Tips and tricks abound to aid the creative process. I’ve become familiar with some very clever ones, often through the warm and wise counsel of accomplished author Catherine A. Noon. She introduced me to the multi-talented Julia Cameron, for example, who has an entire side career dedicated to inspiring fellow artists. Another gifted friend reminded me just this morning of some grand ways to hush the inner critic (Thanks, E!).
Unfortunately, I’ve discovered a recurring failure to utilize these tools. However much sense a plan makes, my good intentions somehow evaporate. Why? I think I’ve pinpointed a reason. Buried in my psyche, a notion seems to persist that good writing materializes like a rabbit out of hat. It’s supposed to be magic.
I do believe that art has magical properties. Without it, existence lacks a sense of hope or wonder.
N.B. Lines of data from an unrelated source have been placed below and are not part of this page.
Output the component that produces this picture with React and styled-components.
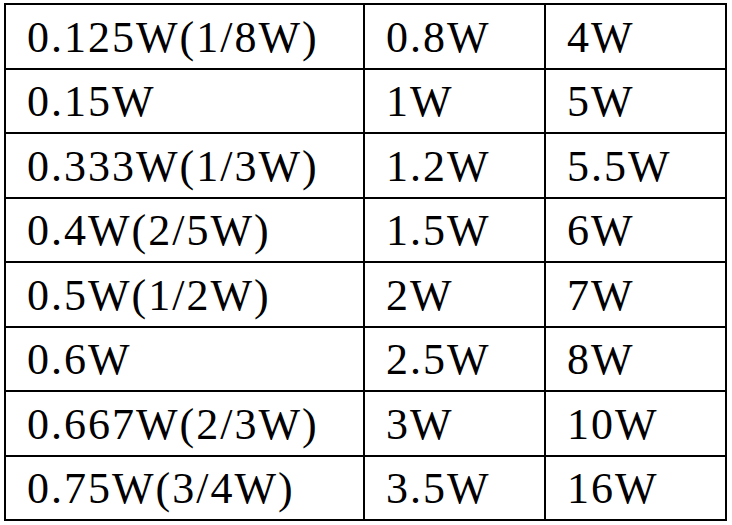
import React from 'react';
import styled, { createGlobalStyle } from 'styled-components';

const widths = [359, 181, 181];

const rows = [
  ['0.125W(1/8W)', '0.8W', '4W'],
  ['0.15W', '1W', '5W'],
  ['0.333W(1/3W)', '1.2W', '5.5W'],
  ['0.4W(2/5W)', '1.5W', '6W'],
  ['0.5W(1/2W)', '2W', '7W'],
  ['0.6W', '2.5W', '8W'],
  ['0.667W(2/3W)', '3W', '10W'],
  ['0.75W(3/4W)', '3.5W', '16W'],
];

export default function App() {
  return (
    <>
      <GlobalStyle />
      <Page>
        <Table>
          <colgroup>
            {widths.map((w, i) => (
              <Col key={i} $w={w} />
            ))}
          </colgroup>
          <tbody>
            {rows.map((r, i) => (
              <Row key={i}>
                {r.map((c, j) => (
                  <Cell key={j}>{c}</Cell>
                ))}
              </Row>
            ))}
          </tbody>
        </Table>
      </Page>
    </>
  );
}

const GlobalStyle = createGlobalStyle`
  body {
    margin: 0;
    background: #fff;
  }
`;

const Page = styled.div`
  padding: 3px 0 0 4px;
`;

const Table = styled.table`
  border-collapse: collapse;
  table-layout: fixed;
  width: 721px;
  border: 2px solid #000;
  font-family: "Liberation Serif", "Times New Roman", serif;
  font-size: 44px;
  color: #000;
`;

const Col = styled.col`
  width: ${p => p.$w}px;
`;

const Row = styled.tr`
  height: 64.5px;
`;

const Cell = styled.td`
  border: 2px solid #000;
  padding: 4px 0 0 21px;
  letter-spacing: 2px;
  vertical-align: middle;
  white-space: nowrap;
  line-height: 1.15;
`;
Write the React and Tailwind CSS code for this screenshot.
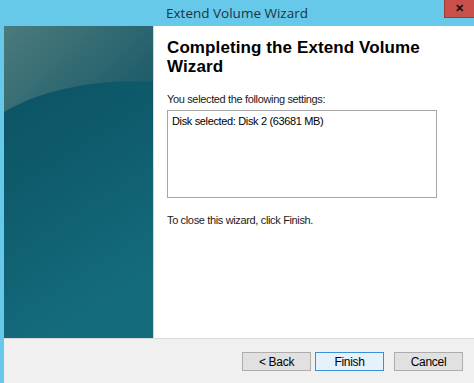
import React from "react";

const Sidebar = () => (
  <div className="w-[149px] h-full shrink-0 bg-[#0f5868]">
    <svg width="149" height="312" viewBox="0 0 149 312" className="block">
      <defs>
        <linearGradient id="base" x1="0" y1="0" x2="0.3" y2="1">
          <stop offset="0" stopColor="#0b4f60" />
          <stop offset="0.5" stopColor="#0e5b6c" />
          <stop offset="1" stopColor="#146b7c" />
        </linearGradient>
        <linearGradient id="cap" x1="0" y1="0" x2="1" y2="0.6">
          <stop offset="0" stopColor="#4b7b7d" />
          <stop offset="1" stopColor="#1f5d6a" />
        </linearGradient>
      </defs>
      <rect width="149" height="312" fill="url(#base)" />
      <path d="M0 0 H149 V56 C100 52 40 62 0 86 Z" fill="url(#cap)" />
    </svg>
  </div>
);

const Btn = ({ children, active }) => (
  <button
    className={`w-[69px] h-[19px] text-[12px] text-black tracking-[-0.3px] border ${
      active ? "border-[#3c8fd6] bg-[#e5f1fb]" : "border-[#adadad] bg-[#e1e1e1]"
    }`}
  >
    {children}
  </button>
);

export default function App() {
  return (
    <div
      className="w-[474px] h-[383px] flex flex-col bg-[#66c9e9] overflow-hidden"
      style={{ fontFamily: "'Liberation Sans', Arial, sans-serif" }}
    >
      {/* title bar */}
      <div className="h-[26px] relative flex items-center justify-center shrink-0">
        <span
          className="text-[13.5px] text-[#1b3447]"
          style={{ fontFamily: "'Open Sans', 'Noto Sans', sans-serif" }}
        >
          Extend Volume Wizard
        </span>
        <div className="absolute right-0 top-0 w-[30px] h-[18px] bg-[#c9504a] border-l border-b border-[#9a3a36] flex items-center justify-center text-[#111] text-[11px] font-bold">
          ✕
        </div>
      </div>

      <div className="flex-1 flex flex-col pl-[4px]">
        <div className="h-[312px] flex shrink-0">
          <Sidebar />
          <div className="flex-1 bg-white border-l border-[#d8d8d8] pl-[13px] pt-[12px]">
            <h1 className="text-[17px] font-bold leading-[19px] text-black w-[280px] tracking-[0.1px]">
              Completing the Extend Volume Wizard
            </h1>
            <p className="mt-[15px] text-[11px] text-[#1a1a1a] tracking-[-0.35px]">
              You selected the following settings:
            </p>
            <div className="mt-[2px] w-[270px] h-[88px] border border-[#a6a6a6] px-[4px] pt-[2px] text-[11px] text-black tracking-[-0.35px]">
              Disk selected: Disk 2 (63681 MB)
            </div>
            <p className="mt-[14px] text-[11px] text-[#1a1a1a] tracking-[-0.35px]">
              To close this wizard, click Finish.
            </p>
          </div>
        </div>
        <div className="flex-1 bg-[#f0f0f0] border-t border-[#dadada] flex items-start justify-end pt-[13px] pr-[11px] gap-[4px]">
          <Btn>&lt; Back</Btn>
          <Btn active>Finish</Btn>
          <div className="w-[2px]" />
          <Btn>Cancel</Btn>
        </div>
      </div>
    </div>
  );
}
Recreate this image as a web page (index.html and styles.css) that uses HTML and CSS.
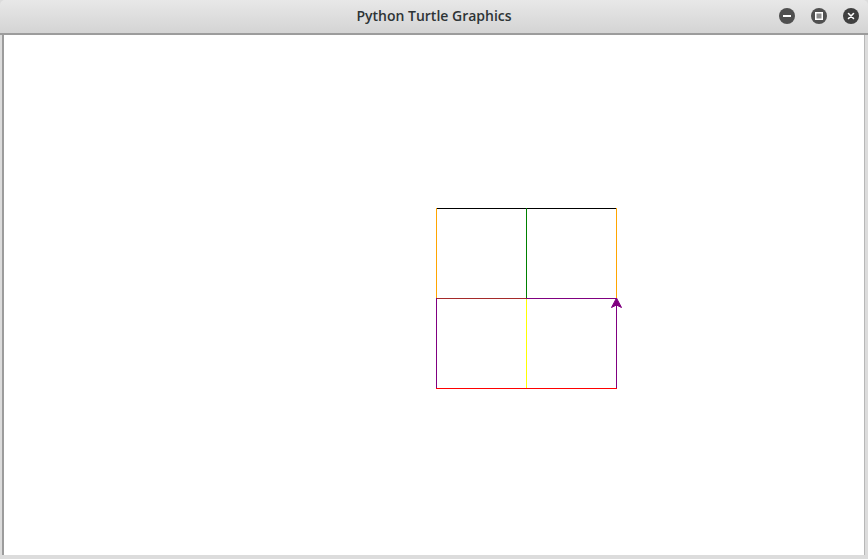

An important thing to remember about magic, though, is that David Copperfield didn’t really walk through the Great Wall of China. Criss Angel can’t actually levitate. They’re illusionists who put countless hours into manipulating the willing minds of an audience.
Performers on any stage workto entertain us. Why should writing be any different? The answer: it’s not.
Julia Cameron summed up my quandary in a line from “Finding Water”. To paraphrase, my ego wants creativity shrouded in mystery. This snooty persona thinks that artistic pursuit is somehow above punching a time clock.
Today I defied this snob by setting a timer. And you know what? Thirty minutes dedicated to storytelling didn’t feel constrictive at all. The added paragraphs gave me a sense of accomplishment even if the critic still sneered at the low word count. So what? I can set the timer for another thirty minutes when this post is up.
What gets you on the page, stage, or wherever you wish your art to flourish? I hope you’ll find the time to get out there today and do it.